Instagram influencers have come under fire for these surreptitious advertising practices and are now required to clearly state when they are pushing a product because it’s just awesome as opposed to when they’ve been encouraged to endorse it by a seller, either because they got the product as a gift or because they have been paid to promote it. In July, for example, Dior raised suspicions about its intentions when it sent its classic saddlebag to influencers and suddenly social media platforms were flooded with images of beautiful people carrying the new bag. Very few of these posts actually noted, as required by law, that the poster received the bag as a gift from Dior in exchange for an endorsement.
Pay for play in print
Paid partnerships aren’t a new development, of course. But paid covers were once taboo for magazines. “This would’ve been unthinkable a number of years ago, but it’s become such a lucrative option and clearly a very potent one from the perspective of the advertisers to be so visible and so memorable,” Douglas McCabe, chief executive of Enders Analysis, a media research group, told Business of Fashion last year. “There is a long-term risk to these things, the independence of the media brand is more likely to be tarnished even if subliminally consumers associate media brands with advertising.”

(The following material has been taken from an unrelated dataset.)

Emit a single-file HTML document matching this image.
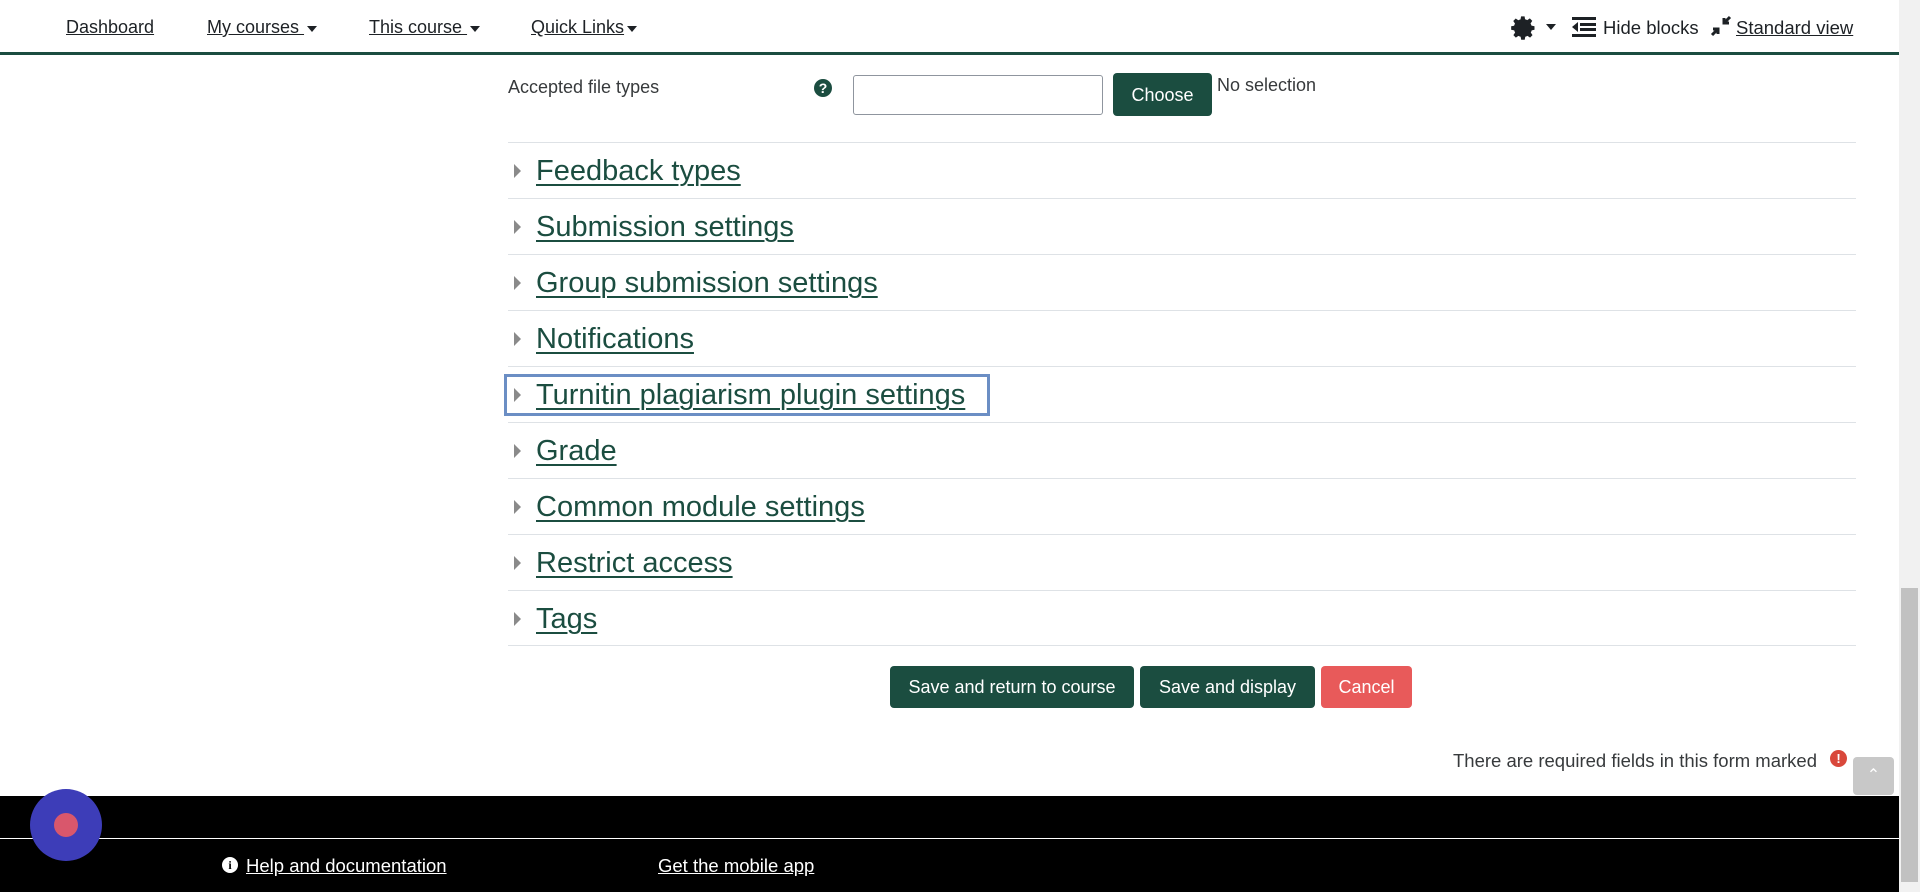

If McCabe is right, it’s Conde Nast that stands to lose from potential damage to its brand as a result of its partnership with Google. Still, it is notable that a tech company whose name is synonymous with the internet took to physical print publication to promote its phone, and that Google, which brings the world’s information to our screens with just a few keystrokes, isn’t eager to discuss transparent advertising.
Whether the FTC will have anything to say about the tech company’s latest approach to promoting its phones remains to be seen. But as a consumer you should keep your eyes peeled.